As far as every “white hat” just waiting for a payday to make a switch, I find that personally insulting, I think it is insulting to the largest group of creative and intelligent people I have ever been a part of (the Blackhat speaker alumni). The people who speak at Blackhat go from poor college kids (Johnny was in college when we presented in 2006) to former presidential advisors like Richard A. Clarke. This group of people is dedicated to combating security problems and providing the good guys ammo in the continuing arms race that is security. I, like many other security professionals, have received unsolicited offers for to purchase 0day, to write worms, or even requests to help crack a girlfriends gmail account. None of these offers are entertained let alone offer any temptation.

Blackhat has a long and distinguished history of getting information into the hands of people that can make use of it and actually doing something about it. So in response to Jim’ post I offer this thought: maybe it is time for Satan make an appearance at an Oreilly conference.

1 comment:

Jim said...

Hey David,

Thanks for not slamming me! I sure didn't mean to irk anyone in the security realm.

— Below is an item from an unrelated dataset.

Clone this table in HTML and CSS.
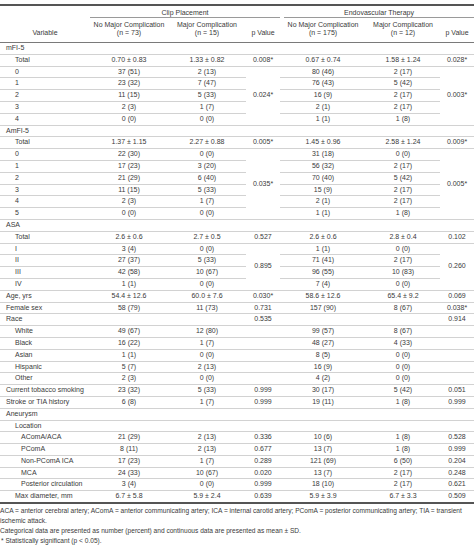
FILE: index.html
```
<!DOCTYPE html>
<html>
<head>
<meta charset="utf-8">
<link rel="stylesheet" href="styles.css">
</head>
<body>
<table class="tbl">
<colgroup>
<col class="c-var"><col class="c-a"><col class="c-b"><col class="c-p"><col class="c-d"><col class="c-e"><col class="c-q">
</colgroup>
<thead>
<tr class="h1">
<th class="var" rowspan="2">Variable</th>
<th class="grp" colspan="3"><div class="grp-l">Clip Placement</div></th>
<th class="grp" colspan="3"><div class="grp-l grp-r">Endovascular Therapy</div></th>
</tr>
<tr class="h2">
<th>No Major Complication<br>(n = 73)</th>
<th>Major Complication<br>(n = 15)</th>
<th class="pv">p Value</th>
<th>No Major Complication<br>(n = 175)</th>
<th>Major Complication<br>(n = 12)</th>
<th class="pv">p Value</th>
</tr>
</thead>
<tbody>
<tr><td class="v">mFI-5</td><td></td><td></td><td></td><td></td><td></td><td></td></tr>
<tr><td class="v i1">Total</td><td>0.70 ± 0.83</td><td>1.33 ± 0.82</td><td>0.008*</td><td>0.67 ± 0.74</td><td>1.58 ± 1.24</td><td>0.028*</td></tr>
<tr><td class="v i1">0</td><td>37 (51)</td><td>2 (13)</td><td rowspan="5">0.024*</td><td>80 (46)</td><td>2 (17)</td><td rowspan="5">0.003*</td></tr>
<tr><td class="v i1">1</td><td>23 (32)</td><td>7 (47)</td><td>76 (43)</td><td>5 (42)</td></tr>
<tr><td class="v i1">2</td><td>11 (15)</td><td>5 (33)</td><td>16 (9)</td><td>2 (17)</td></tr>
<tr><td class="v i1">3</td><td>2 (3)</td><td>1 (7)</td><td>2 (1)</td><td>2 (17)</td></tr>
<tr><td class="v i1">4</td><td>0 (0)</td><td>0 (0)</td><td>1 (1)</td><td>1 (8)</td></tr>
<tr><td class="v">AmFI-5</td><td></td><td></td><td></td><td></td><td></td><td></td></tr>
<tr><td class="v i1">Total</td><td>1.37 ± 1.15</td><td>2.27 ± 0.88</td><td>0.005*</td><td>1.45 ± 0.96</td><td>2.58 ± 1.24</td><td>0.009*</td></tr>
<tr><td class="v i1">0</td><td>22 (30)</td><td>0 (0)</td><td rowspan="6">0.035*</td><td>31 (18)</td><td>0 (0)</td><td rowspan="6">0.005*</td></tr>
<tr><td class="v i1">1</td><td>17 (23)</td><td>3 (20)</td><td>56 (32)</td><td>2 (17)</td></tr>
<tr><td class="v i1">2</td><td>21 (29)</td><td>6 (40)</td><td>70 (40)</td><td>5 (42)</td></tr>
<tr><td class="v i1">3</td><td>11 (15)</td><td>5 (33)</td><td>15 (9)</td><td>2 (17)</td></tr>
<tr><td class="v i1">4</td><td>2 (3)</td><td>1 (7)</td><td>2 (1)</td><td>2 (17)</td></tr>
<tr><td class="v i1">5</td><td>0 (0)</td><td>0 (0)</td><td>1 (1)</td><td>1 (8)</td></tr>
<tr><td class="v">ASA</td><td></td><td></td><td></td><td></td><td></td><td></td></tr>
<tr><td class="v i1">Total</td><td>2.6 ± 0.6</td><td>2.7 ± 0.5</td><td>0.527</td><td>2.6 ± 0.6</td><td>2.8 ± 0.4</td><td>0.102</td></tr>
<tr><td class="v i1">I</td><td>3 (4)</td><td>0 (0)</td><td rowspan="4">0.895</td><td>1 (1)</td><td>0 (0)</td><td rowspan="4">0.260</td></tr>
<tr><td class="v i1">II</td><td>27 (37)</td><td>5 (33)</td><td>71 (41)</td><td>2 (17)</td></tr>
<tr><td class="v i1">III</td><td>42 (58)</td><td>10 (67)</td><td>96 (55)</td><td>10 (83)</td></tr>
<tr><td class="v i1">IV</td><td>1 (1)</td><td>0 (0)</td><td>7 (4)</td><td>0 (0)</td></tr>
<tr><td class="v">Age, yrs</td><td>54.4 ± 12.6</td><td>60.0 ± 7.6</td><td>0.030*</td><td>58.6 ± 12.6</td><td>65.4 ± 9.2</td><td>0.069</td></tr>
<tr><td class="v">Female sex</td><td>58 (79)</td><td>11 (73)</td><td>0.731</td><td>157 (90)</td><td>8 (67)</td><td>0.038*</td></tr>
<tr><td class="v">Race</td><td></td><td></td><td>0.535</td><td></td><td></td><td>0.914</td></tr>
<tr><td class="v i1">White</td><td>49 (67)</td><td>12 (80)</td><td></td><td>99 (57)</td><td>8 (67)</td><td></td></tr>
<tr><td class="v i1">Black</td><td>16 (22)</td><td>1 (7)</td><td></td><td>48 (27)</td><td>4 (33)</td><td></td></tr>
<tr><td class="v i1">Asian</td><td>1 (1)</td><td>0 (0)</td><td></td><td>8 (5)</td><td>0 (0)</td><td></td></tr>
<tr><td class="v i1">Hispanic</td><td>5 (7)</td><td>2 (13)</td><td></td><td>16 (9)</td><td>0 (0)</td><td></td></tr>
<tr><td class="v i1">Other</td><td>2 (3)</td><td>0 (0)</td><td></td><td>4 (2)</td><td>0 (0)</td><td></td></tr>
<tr><td class="v">Current tobacco smoking</td><td>23 (32)</td><td>5 (33)</td><td>0.999</td><td>30 (17)</td><td>5 (42)</td><td>0.051</td></tr>
<tr><td class="v">Stroke or TIA history</td><td>6 (8)</td><td>1 (7)</td><td>0.999</td><td>19 (11)</td><td>1 (8)</td><td>0.999</td></tr>
<tr><td class="v">Aneurysm</td><td></td><td></td><td></td><td></td><td></td><td></td></tr>
<tr><td class="v i1">Location</td><td></td><td></td><td></td><td></td><td></td><td></td></tr>
<tr><td class="v i2">AComA/ACA</td><td>21 (29)</td><td>2 (13)</td><td>0.336</td><td>10 (6)</td><td>1 (8)</td><td>0.528</td></tr>
<tr><td class="v i2">PComA</td><td>8 (11)</td><td>2 (13)</td><td>0.677</td><td>13 (7)</td><td>1 (8)</td><td>0.999</td></tr>
<tr><td class="v i2">Non-PComA ICA</td><td>17 (23)</td><td>1 (7)</td><td>0.289</td><td>121 (69)</td><td>6 (50)</td><td>0.204</td></tr>
<tr><td class="v i2">MCA</td><td>24 (33)</td><td>10 (67)</td><td>0.020</td><td>13 (7)</td><td>2 (17)</td><td>0.248</td></tr>
<tr><td class="v i2">Posterior circulation</td><td>3 (4)</td><td>0 (0)</td><td>0.999</td><td>18 (10)</td><td>2 (17)</td><td>0.621</td></tr>
<tr class="last"><td class="v i1">Max diameter, mm</td><td>6.7 ± 5.8</td><td>5.9 ± 2.4</td><td>0.639</td><td>5.9 ± 3.9</td><td>6.7 ± 3.3</td><td>0.509</td></tr>
</tbody>
</table>
<div class="notes">
<p>ACA = anterior cerebral artery; AComA = anterior communicating artery; ICA = internal carotid artery; PComA = posterior communicating artery; TIA = transient<br>ischemic attack.</p>
<p>Categorical data are presented as number (percent) and continuous data are presented as mean ± SD.</p>
<p class="star">* Statistically significant (p &lt; 0.05).</p>
</div>
</body>
</html>
```

FILE: styles.css
```
html, body {
  margin: 0;
  padding: 0;
  background: #fff;
}
body {
  width: 474px;
  font-family: "Liberation Sans", Arial, sans-serif;
  font-size: 7px;
  color: #3a3a3a;
}
.tbl {
  width: 474px;
  table-layout: fixed;
  border-collapse: separate;
  border-spacing: 0;
  margin-top: 4px;
  border-top: 2px solid #555;
}
.c-var { width: 90px; }
.c-a { width: 78px; }
.c-b { width: 78px; }
.c-p { width: 34px; }
.c-d { width: 86px; }
.c-e { width: 74px; }
.c-q { width: 34px; }

th {
  font-weight: normal;
  padding: 0;
  line-height: 8px;
  text-align: center;
  white-space: nowrap;
}
.h1 .grp {
  padding-top: 3px;
  vertical-align: top;
}
.grp-l {
  border-bottom: 1px solid #9a9a9a;
}
.grp-r {
  margin-left: 4px;
}
th.var {
  vertical-align: bottom;
  padding-bottom: 5px;
  border-bottom: 1px solid #7a7a7a;
}
.h2 th {
  padding: 3px 0 5px;
  vertical-align: bottom;
  border-bottom: 1px solid #7a7a7a;
}

td {
  padding: 0;
  line-height: 10.8px;
  text-align: center;
  white-space: nowrap;
  border-bottom: 1px solid #d2d2d2;
  vertical-align: middle;
}
td.v {
  text-align: left;
  padding-left: 6px;
}
td.i1 { padding-left: 15px; }
td.i2 { padding-left: 21px; }
tr.last td {
  border-bottom: 2px solid #555;
}

.notes {
  margin-top: 2px;
  font-size: 6.6px;
  line-height: 10px;
}
.notes p {
  margin: 0;
}
.notes .star {
  padding-left: 1px;
}
```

I'm sure you could tell my post was tongue in cheek and I was poking fun at both sides of the "features" vs. "security" equation. Like I said in the post, I've attended events from both and I appreciate Blackhat for the technical depth at the presentations (which is why I wrote here a follow up post to something I first learned about at Blackhat DC

The post was mostly just a metaphor for the tension between expansion and innovation on the web and the security issues that stem from unchecked innovation (and also a little bit of fun).